South Carolina uses a tiered assessment system rather than taxing property at full market value. The state assigns each type of property a fixed assessment ratio, and only that percentage of the property’s fair market value is subject to tax. These ratios are set by statute and apply uniformly across all 46 counties.1South Carolina Legislature. South Carolina Code 12-43-220 – Classifications Shall Be Equal and Uniform; Particular Classifications and Assessment Ratios
The main categories most residents encounter:
After the assessment ratio is applied, the resulting assessed value gets multiplied by the local millage rate. A mill equals one dollar of tax per $1,000 of assessed value, and millage rates vary by county, city, school district, and special taxing districts. Two identical homes on opposite sides of a county line can produce very different tax bills because of millage differences alone.
Here is how the math works for an owner-occupied home with a fair market value of $300,000 in an area with a total millage rate of 300 mills (0.300). The assessed value is $300,000 × 4% = $12,000. The tax bill is $12,000 × 0.300 = $3,600. If that same home were classified as a rental at 6%, the assessed value would jump to $18,000, and the bill would be $5,400. That difference is reason enough to file for the legal residence rate the moment you move in.
South Carolina counties conduct reassessments on a rotating cycle to bring property values in line with the market. When your county reassesses, a built-in cap limits any increase in your home’s fair market value to 15% within a five-year reassessment period, regardless of how much the actual market moved.2South Carolina Legislature. South Carolina Code 12-37-3140 – Determining Fair Market Value of Real Property If your home was valued at $200,000 and the reassessment pegs it at $260,000, your taxable value only rises to $230,000.
The cap does not apply in two situations. First, if you add a new room, build a detached garage, or make other substantial improvements, the value of those additions is taxed at full market value in the year they first appear on the rolls. Second, if you buy the property (or it otherwise undergoes an “assessable transfer of interest”), the value resets to whatever the market supports as of December 31 of the year the sale occurred.2South Carolina Legislature. South Carolina Code 12-37-3140 – Determining Fair Market Value of Real Property That reset value then becomes the new baseline for future reassessment caps. Buyers in a hot market should expect their first tax bill to reflect the purchase price, not the previous owner’s capped value.
If your home qualifies for the 4% legal residence assessment, you automatically receive an exemption from the portion of your property tax bill that funds school operations. This exemption traces to Act 388 of 2006 and is codified in the state’s general exemption statute.3South Carolina Legislature. South Carolina Code 12-37-220 – General Exemptions From Taxes South Carolina is the only state that fully exempts primary residences from school operating millage.
The exemption covers school operating taxes only.
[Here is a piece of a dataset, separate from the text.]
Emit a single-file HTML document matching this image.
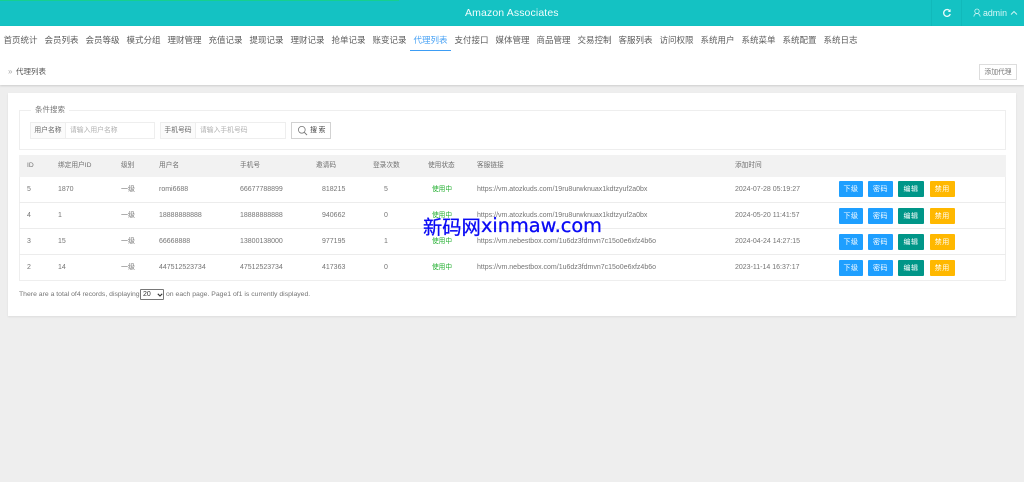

You still pay school debt service millage, which funds construction bonds and capital projects. Owners of second homes, rental properties, and commercial buildings pay both school operating and debt service millage at the full rate. Because school operations often represent a large share of local budgets, this exemption can shave hundreds or even thousands of dollars off a homeowner’s annual bill compared to what a non-owner-occupied property of equal value would owe.
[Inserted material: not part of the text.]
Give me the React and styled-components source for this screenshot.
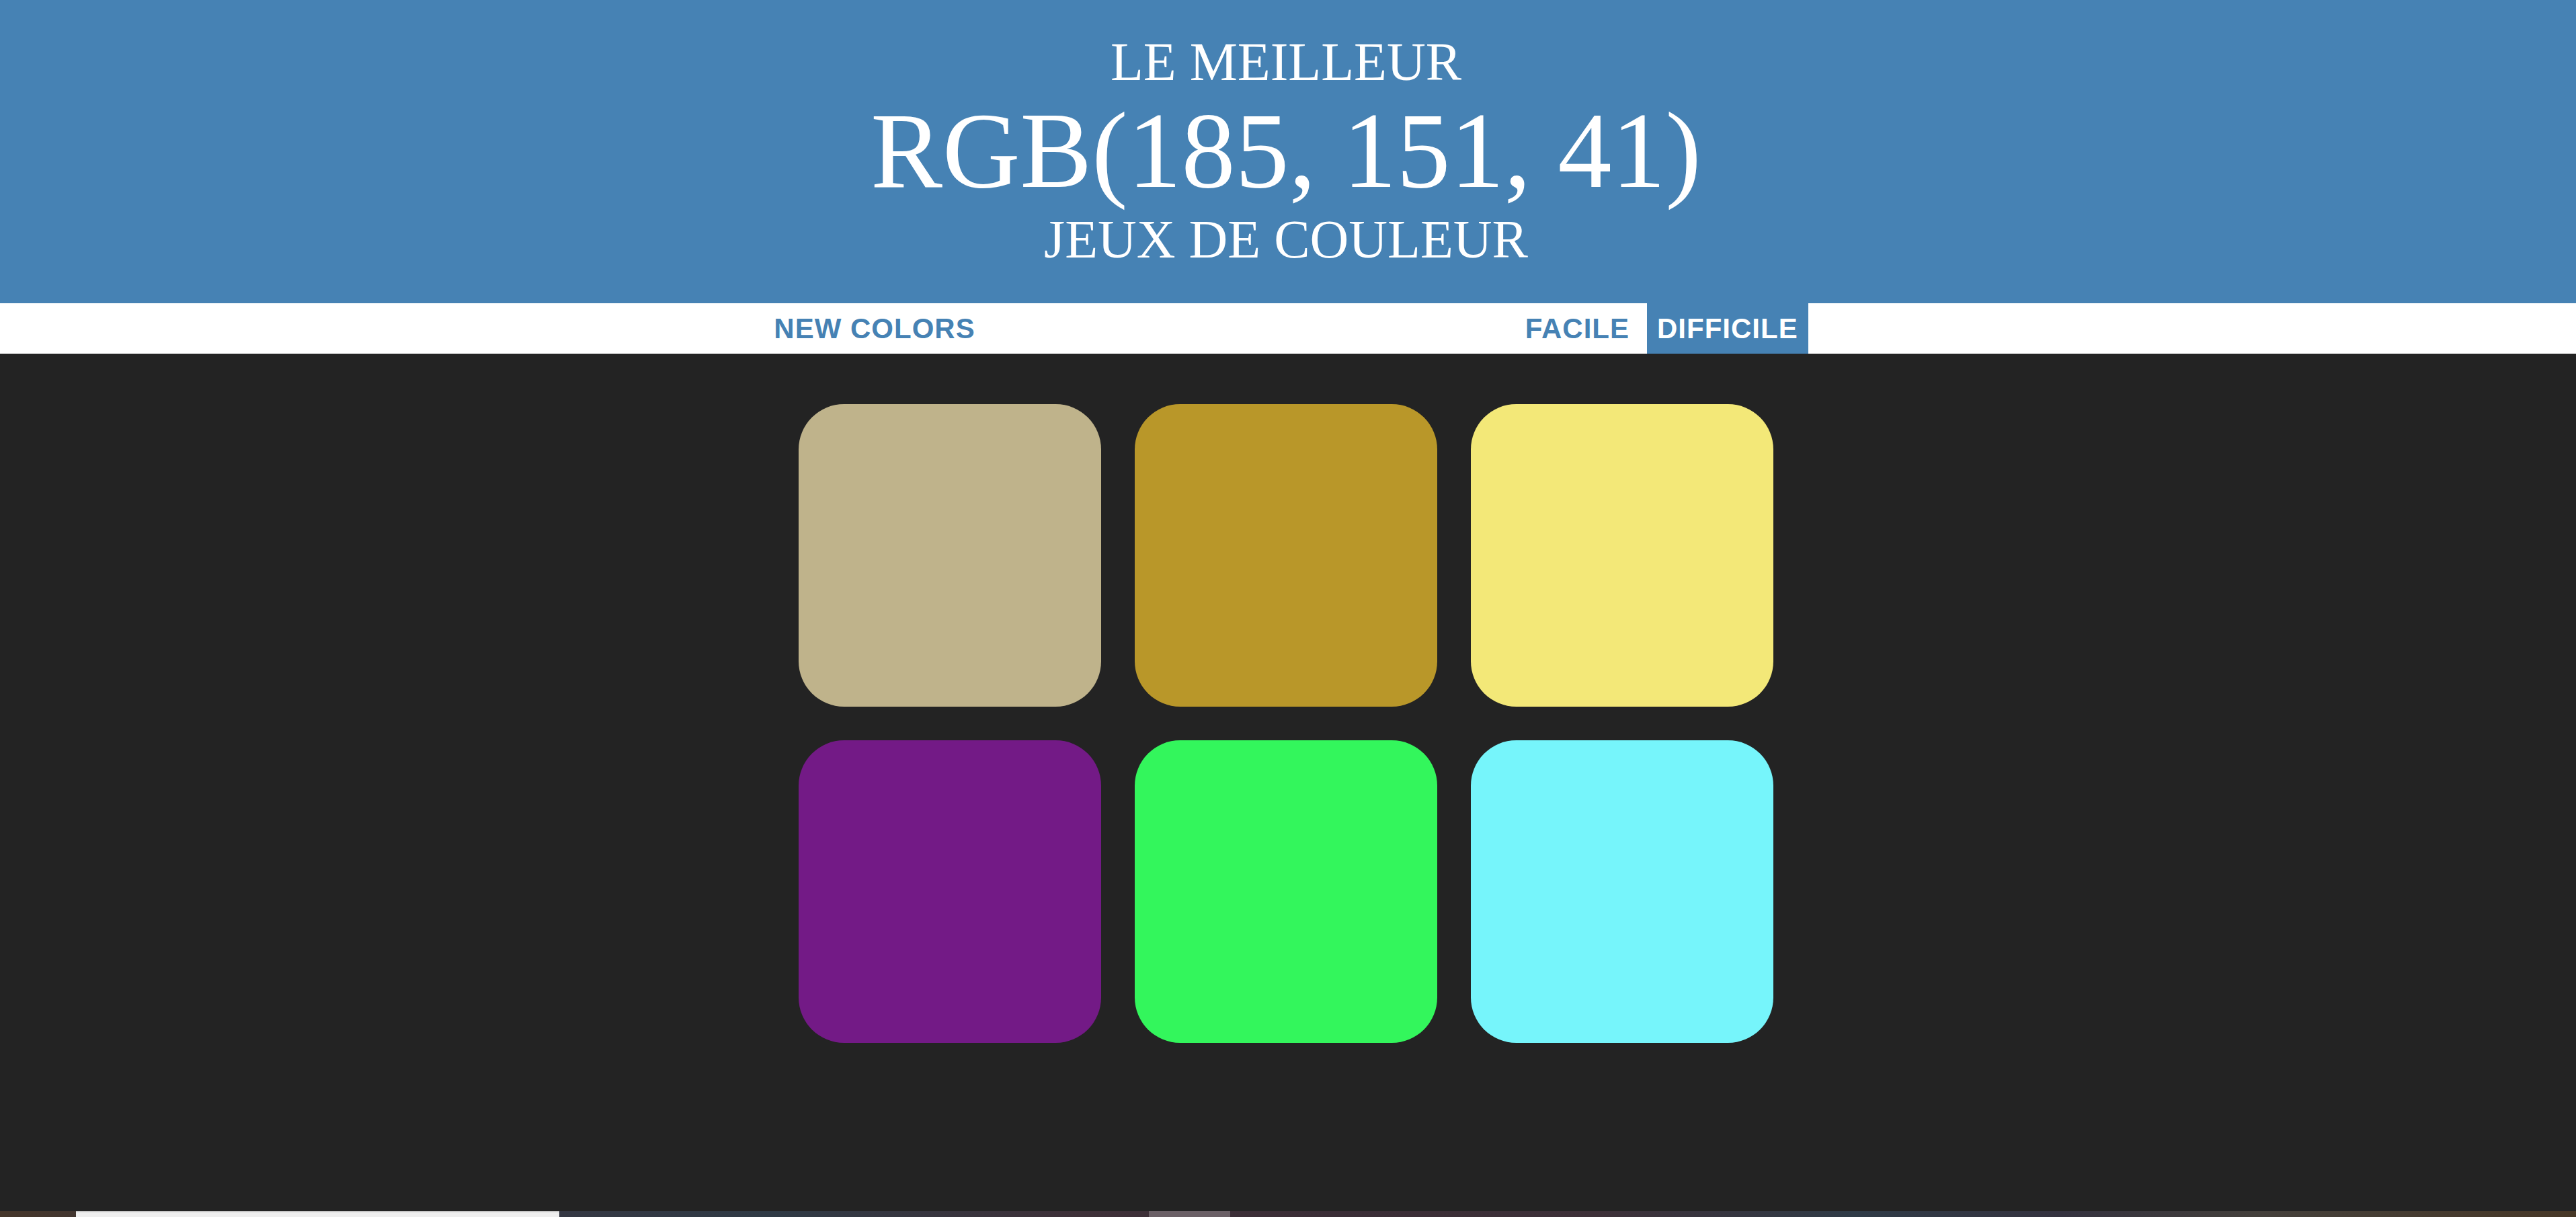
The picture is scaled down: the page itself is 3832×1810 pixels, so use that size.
import React from "react";
import styled, { createGlobalStyle } from "styled-components";

const GlobalStyle = createGlobalStyle`
  html, body {
    margin: 0;
    padding: 0;
    height: 100%;
    background: #232323;
  }
  #root {
    min-height: 100%;
  }
`;

const Page = styled.div`
  min-height: 100vh;
  display: flex;
  flex-direction: column;
  background: #232323;
  font-family: "Liberation Sans", Arial, sans-serif;
`;

const Header = styled.h1`
  margin: 0;
  padding: 48px 6px 51px 0;
  background: #4682b4;
  color: #ffffff;
  text-align: center;
  text-transform: uppercase;
  font-family: "Liberation Serif", "Times New Roman", serif;
  font-weight: normal;
  font-size: 80px;
  line-height: 1.1;
`;

const HeadLine = styled.span`
  display: block;
`;

const ColorDisplay = styled.span`
  display: block;
  font-size: 160px;
`;

const Stripe = styled.nav`
  display: flex;
  justify-content: center;
  align-items: stretch;
  height: 75px;
  padding-right: 6px;
  background: #ffffff;
`;

const NavButton = styled.button`
  border: none;
  margin: 0;
  padding: 0 15px;
  background: ${(p) => (p.$selected ? "#4682b4" : "#ffffff")};
  color: ${(p) => (p.$selected ? "#ffffff" : "#4682b4")};
  font-family: "Liberation Sans", Arial, sans-serif;
  font-weight: 700;
  font-size: 42px;
  letter-spacing: 1px;
  text-transform: uppercase;
  cursor: pointer;
  outline: none;
`;

const Message = styled.span`
  display: inline-block;
  width: 788px;
`;

const ModeGroup = styled.div`
  display: flex;
  gap: 11px;
`;

const Board = styled.main`
  flex: 1;
  display: grid;
  grid-template-columns: repeat(3, 450px);
  grid-auto-rows: 450px;
  gap: 50px;
  justify-content: center;
  align-content: start;
  padding: 75px 6px 0 0;
`;

const Square = styled.div`
  background: ${(p) => p.$color};
  border-radius: 15%;
`;

const Dock = styled.div`
  height: 9px;
  display: flex;
  background: linear-gradient(
    90deg,
    #45362a 0%,
    #3a3440 12%,
    #2f3a45 30%,
    #3e3038 42%,
    #3a2d36 52%,
    #3d3038 62%,
    #2f3b47 72%,
    #34323f 80%,
    #44403b 88%,
    #473726 100%
  );
`;

const DockSpacer = styled.div`
  width: ${(p) => p.$w}px;
  flex-shrink: 0;
`;

const DockWindow = styled.div`
  width: ${(p) => p.$w}px;
  flex-shrink: 0;
  background: ${(p) => p.$bg};
  border-top: ${(p) => (p.$edge ? `2px solid ${p.$edge}` : "none")};
  box-sizing: border-box;
`;

const squares = [
  "rgb(191, 179, 139)",
  "rgb(185, 151, 41)",
  "rgb(243, 232, 120)",
  "rgb(115, 26, 134)",
  "rgb(51, 246, 92)",
  "rgb(118, 245, 251)",
];

export default function App() {
  return (
    <>
      <GlobalStyle />
      <Page>
        <Header>
          <HeadLine>Le meilleur</HeadLine>
          <ColorDisplay>RGB(185, 151, 41)</ColorDisplay>
          <HeadLine>Jeux de couleur</HeadLine>
        </Header>
        <Stripe>
          <NavButton>New Colors</NavButton>
          <Message />
          <ModeGroup>
            <NavButton>Facile</NavButton>
            <NavButton $selected>Difficile</NavButton>
          </ModeGroup>
        </Stripe>
        <Board>
          {squares.map((c, i) => (
            <Square key={i} $color={c} />
          ))}
        </Board>
        <Dock>
          <DockSpacer $w={113} />
          <DockWindow $w={719} $bg="#efefef" $edge="#c8c8c8" />
          <DockSpacer $w={877} />
          <DockWindow $w={121} $bg="#6b6066" />
        </Dock>
      </Page>
    </>
  );
}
The Homestead Exemption removes the first $50,000 of fair market value from your tax bill entirely, covering county, municipal, school, and special assessment taxes.4South Carolina Legislature. South Carolina Code 12-37-250 – Homestead Exemption for Taxpayers Sixty-Five and Over or Those Totally and Permanently Disabled or Legally Blind You qualify if you meet all three of these conditions: you own the home (in fee or by life estate) and it is your legal residence, you have been a South Carolina resident for at least one full year, and you fall into one of these categories:
On a home assessed at 4%, that $50,000 exemption translates to $2,000 removed from the assessed value (50,000 × 4%). At a 300-mill rate, that saves $600 per year. The exemption stacks with the school operating tax exemption described above, so qualifying homeowners get both.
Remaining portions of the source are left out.